Pertinence of 11 U.S.C. § 362(h)
The court considered Stimpson's assertion that he was entitled to relief under 11 U.S.C. § 362(h) due to the alleged improper foreclosure sale. However, the court determined that relief under this statute is limited to debtors and their creditors, emphasizing that Stimpson, as a guarantor, did not qualify for such protections. The court noted that even if the foreclosure sale did not comply with the conditions imposed by the bankruptcy judge, Stimpson could not claim damages since he was neither a debtor nor a creditor in the bankruptcy case. The court also pointed out that Stimpson had forfeited his counterclaims, which further complicated his ability to seek relief. Ultimately, the court concluded that the statutory protections under 11 U.S.C. § 362(h) could not be invoked by Stimpson, affirming his liability under the terms of the guaranty. The analysis underscored the limitations of the bankruptcy protections available to parties outside the debtor-creditor relationship.

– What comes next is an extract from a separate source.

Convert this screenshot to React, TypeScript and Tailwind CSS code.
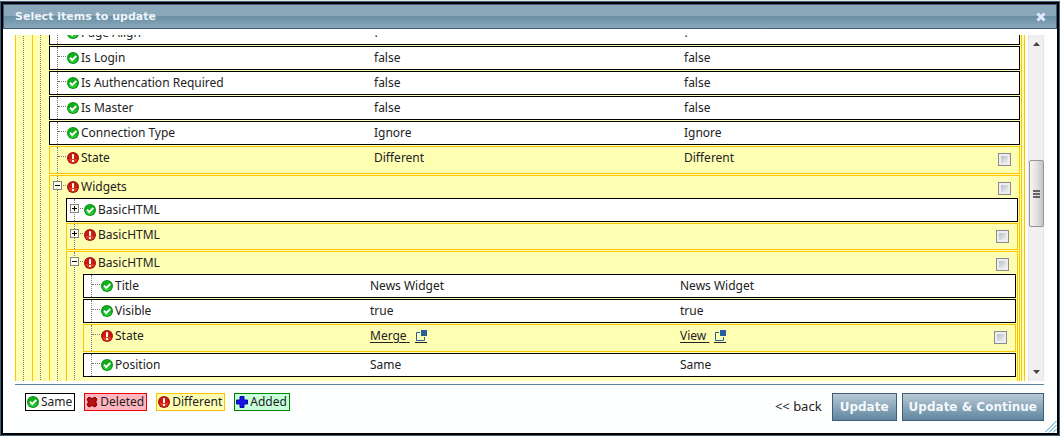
import { useLayoutEffect, useRef, type ReactNode } from "react";

type Status = "same" | "deleted" | "different" | "added";

function StatusIcon({ status }: { status: Status }) {
  return (
    <svg viewBox="0 0 12 12" className="size-3 shrink-0" aria-hidden="true">
      {status === "same" && (
        <>
          <circle cx="6" cy="6" r="6" fill="#0b8f16" />
          <circle cx="6" cy="6" r="5" fill="#0fae1a" />
          <path d="M1.5 7 A4.6 4.6 0 0 0 10.5 7 L6 9.5 Z" fill="#2bd033" />
          <path d="M3 5.6 L5.3 8 L9.3 4" fill="none" stroke="#fff" strokeWidth="2" />
        </>
      )}
      {status === "different" && (
        <>
          <circle cx="6" cy="6" r="6" fill="#a3140c" />
          <circle cx="6" cy="6" r="4.8" fill="#cc1c10" />
          <path d="M1.5 7 A4.6 4.6 0 0 0 10.5 7 Z" fill="#e03a20" />
          <rect x="5" y="2" width="2" height="5" rx="0.6" fill="#fff" />
          <rect x="5" y="8" width="2" height="2" fill="#fff" />
        </>
      )}
      {status === "deleted" && (
        <>
          <path d="M1 3 L3 1 L6 2.6 L9 1 L11 3 L9.8 6 L11 9 L9 11 L6 9.6 L3 11 L1 9 L2.4 6 Z" fill="#8d0b0b" stroke="#8d0b0b" />
          <path d="M3 3 L9 9 M9 3 L3 9" stroke="#c01212" strokeWidth="2.6" />
        </>
      )}
      {status === "added" && (
        <path d="M4 .5 H8 V4 H11.5 V8 H8 V11.5 H4 V8 H.5 V4 H4 Z" fill="#1414e8" stroke="#0a0aa8" />
      )}
    </svg>
  );
}

function PopOutIcon() {
  return (
    <svg viewBox="0 0 12 12" className="size-3" aria-hidden="true">
      <path d="M5 2.5 H1.5 V10.5 H9.5 V7" fill="none" stroke="#265f9c" />
      <rect x="6" y="0" width="6" height="6" fill="#265f9c" />
    </svg>
  );
}

const boxes = {
  same: "border-black bg-white",
  different: "border-[#ffc600] bg-[#ffffb4]",
  deleted: "border-[#f00000] bg-[#ffb6c1]",
  added: "border-[#008000] bg-[#c6ffd8]",
};

interface NodeProps {
  status: Status;
  label: string;
  left?: ReactNode;
  right?: ReactNode;
  toggle?: "+" | "-";
  size?: string;
  children?: ReactNode;
}

function TreeNode({ status, label, left, right, toggle, size = "h-[22px]", children }: NodeProps) {
  return (
    <li className={`relative border ${boxes[status]}`}>
      <span className="absolute inset-y-0 left-[7px] border-l border-dotted border-[#777]" />
      <div className={`relative flex items-start ${size}`}>
        <span className="absolute left-2 top-[9px] w-2 border-t border-dotted border-[#777]" />
        {toggle && (
          <button
            type="button"
            aria-label={`${toggle === "+" ? "Expand" : "Collapse"} ${label}`}
            className="absolute left-[3px] top-[5px] size-[9px] border border-[#848484] bg-[#fffff0]"
          >
            <svg viewBox="0 0 7 7" className="block size-[7px]" aria-hidden="true">
              <path d={toggle === "+" ? "M1 3.5 H6 M3.5 1 V6" : "M1 3.5 H6"} stroke="#000" />
            </svg>
          </button>
        )}
        <div className="flex h-[22px] min-w-0 flex-1 items-center gap-0.5 pl-[17px]">
          <StatusIcon status={status} />
          <span className="whitespace-nowrap">{label}</span>
        </div>
        <div className="flex h-[22px] w-[310px] items-center">{left}</div>
        <div className="flex h-[22px] w-[335px] items-center">
          {right}
          {status === "different" && (
            <input
              type="checkbox"
              aria-label={`Select ${label}`}
              className="ml-auto mr-2 mt-[3px] size-[13px] appearance-none border border-[#8a8b90] bg-linear-to-br from-[#a9b1ba] to-white shadow-[inset_0_0_0_2px_#eeeeee] checked:bg-[#4b7a99]"
            />
          )}
        </div>
      </div>
      {children && <ul className="grid gap-px pl-4 pr-px">{children}</ul>}
    </li>
  );
}

function Branch({ children, inner }: { children: ReactNode; inner: string }) {
  return (
    <div className="relative border border-[#ffc600] bg-[#ffffb4]">
      <span className="absolute inset-y-0 left-[7px] border-l border-dotted border-[#777]" />
      <div className={inner}>{children}</div>
    </div>
  );
}

function OpenLink({ children }: { children: ReactNode }) {
  return (
    <a href="#open" className="flex items-center gap-[5px]">
      <span className="whitespace-pre underline underline-offset-2">{children} </span>
      <span className="border-b border-[#222]">
        <PopOutIcon />
      </span>
    </a>
  );
}

function ScrollBar() {
  return (
    <div className="flex w-4 shrink-0 flex-col items-center border-x border-[#e6e6e6] bg-[#f0f0f0] py-[7px]">
      <svg viewBox="0 0 7 4" className="h-1 w-[7px] shrink-0" aria-hidden="true">
        <path d="M0 4 L3.5 0 L7 4 Z" fill="#444" />
      </svg>
      <div className="min-h-0 flex-[114]" />
      <div className="flex h-[67px] w-[15px] shrink-0 flex-col items-center justify-center gap-px rounded-xs border border-[#959595] bg-linear-to-r from-[#f6f6f6] via-[#e2e2e4] to-[#c4c4ca]">
        <span className="h-0.5 w-[7px] bg-[#666]" />
        <span className="h-0.5 w-[7px] bg-[#666]" />
        <span className="h-0.5 w-[7px] bg-[#666]" />
      </div>
      <div className="min-h-0 flex-[143]" />
      <svg viewBox="0 0 7 4" className="h-1 w-[7px] shrink-0" aria-hidden="true">
        <path d="M0 0 L3.5 4 L7 0 Z" fill="#444" />
      </svg>
    </div>
  );
}

const legend: { status: Status; label: string }[] = [
  { status: "same", label: "Same" },
  { status: "deleted", label: "Deleted" },
  { status: "different", label: "Different" },
  { status: "added", label: "Added" },
];

const action =
  "h-7 min-w-[65px] border border-[#3d5c78] bg-linear-to-b from-[#b9c9d5] to-[#5f87a0] px-1.5 font-['DejaVu_Sans'] text-xs font-bold text-[#f4f8fb]";

export default function App() {
  const pane = useRef<HTMLDivElement>(null);
  useLayoutEffect(() => {
    if (pane.current) pane.current.scrollTop = 16;
  }, []);

  return (
    <div className="flex h-screen flex-col bg-[#e4e7e8] pt-px font-['Noto_Sans','Open_Sans',sans-serif] text-xs text-[#222]">
      <div className="flex min-h-0 flex-1 flex-col border border-[#3f607d] bg-black p-0.5">
        <section role="dialog" aria-labelledby="title" className="relative flex min-h-0 flex-1 flex-col bg-[#fdfefe]">
          <header className="flex h-[25px] shrink-0 items-center justify-between border border-[#3d5c78] bg-linear-to-b from-[#8ba8ba] from-50% via-[#6a90a6] via-50% to-[#8ba8ba] pl-[11px] pr-2.5">
            <h1 id="title" className="pt-0.5 font-['DejaVu_Sans'] text-[11px] font-bold text-[#f0f5f9]">Select items to update</h1>
            <button type="button" aria-label="Close">
              <svg viewBox="0 0 10 10" className="size-2.5" aria-hidden="true">
                <path d="M1.5 1.5 L8.5 8.5 M8.5 1.5 L1.5 8.5" stroke="#e2eaff" strokeWidth="3" />
              </svg>
            </button>
          </header>

          <div className="mt-1.5 flex min-h-0 flex-1 pl-3 pr-[13px]">
            <div ref={pane} className="min-w-0 flex-1 overflow-hidden">
              <Branch inner="pl-4 pr-0.5">
                <Branch inner="pl-4 pr-px">
                  <ul className="grid gap-px pb-10">
                    <TreeNode status="same" label="Page Align" left="?" right="?" />
                    <TreeNode status="same" label="Is Login" left="false" right="false" />
                    <TreeNode status="same" label="Is Authencation Required" left="false" right="false" />
                    <TreeNode status="same" label="Is Master" left="false" right="false" />
                    <TreeNode status="same" label="Connection Type" left="Ignore" right="Ignore" />
                    <TreeNode status="different" label="State" left="Different" right="Different" size="h-[26px]" />
                    <TreeNode status="different" label="Widgets" toggle="-">
                      <TreeNode status="same" label="BasicHTML" toggle="+" />
                      <TreeNode status="different" label="BasicHTML" toggle="+" size="h-[25px]" />
                      <TreeNode status="different" label="BasicHTML" toggle="-">
                        <TreeNode status="same" label="Title" left="News Widget" right="News Widget" />
                        <TreeNode status="same" label="Visible" left="true" right="true" />
                        <TreeNode
                          status="different"
                          label="State"
                          left={<OpenLink>Merge</OpenLink>}
                          right={<OpenLink>View</OpenLink>}
                          size="h-[26px]"
                        />
                        <TreeNode status="same" label="Position" left="Same" right="Same" />
                        <li className="h-6" aria-hidden="true" />
                      </TreeNode>
                    </TreeNode>
                  </ul>
                </Branch>
              </Branch>
            </div>
            <div className="flex pl-[3px]">
              <ScrollBar />
            </div>
          </div>

          <footer className="ml-3 mr-[13px] mt-[3px] flex h-[49px] shrink-0 items-start justify-between border-t border-[#5b84a0] pl-2.5 pt-2">
            <ul className="flex gap-[9px]">
              {legend.map(({ status, label }) => (
                <li key={status} className={`flex h-[18px] items-center gap-0.5 border pl-px pr-0.5 ${boxes[status]}`}>
                  <StatusIcon status={status} />
                  {label}
                </li>
              ))}
            </ul>
            <div className="flex items-center gap-[5px]">
              <a href="#back" className="mr-[5px] text-[13px]">&lt;&lt; back</a>
              <button type="button" className={action}>Update</button>
              <button type="button" className={action}>Update &amp; Continue</button>
            </div>
          </footer>

          <svg viewBox="0 0 12 12" className="absolute bottom-0 right-0 size-3 cursor-se-resize" aria-hidden="true">
            <path d="M0 11.5 L11.5 0 M4 11.5 L11.5 4 M8 11.5 L11.5 8" stroke="#3f94d0" />
          </svg>
        </section>
      </div>
    </div>
  );
}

Liability for Interest and Costs After Bankruptcy Petition
The Appeals Court also addressed the issue of Stimpson's liability for interest and costs that accrued after Draper filed for bankruptcy. The court held that the automatic stay resulting from the bankruptcy petition only protected the debtor, not the guarantor. Therefore, Stimpson remained liable for the entire original debt, including interest and costs, despite the bankruptcy proceedings. The court cited precedents demonstrating that guarantors cannot escape their obligations simply because the primary debtor is undergoing bankruptcy. This principle reinforced the notion that the obligations of a guarantor are distinct and continue independently of the debtor's status. The court concluded that Stimpson's liability persisted even after the bankruptcy filing, further solidifying the enforceability of the guaranty. Thus, the court affirmed the judgment against Stimpson for the accrued amounts following the bankruptcy petition.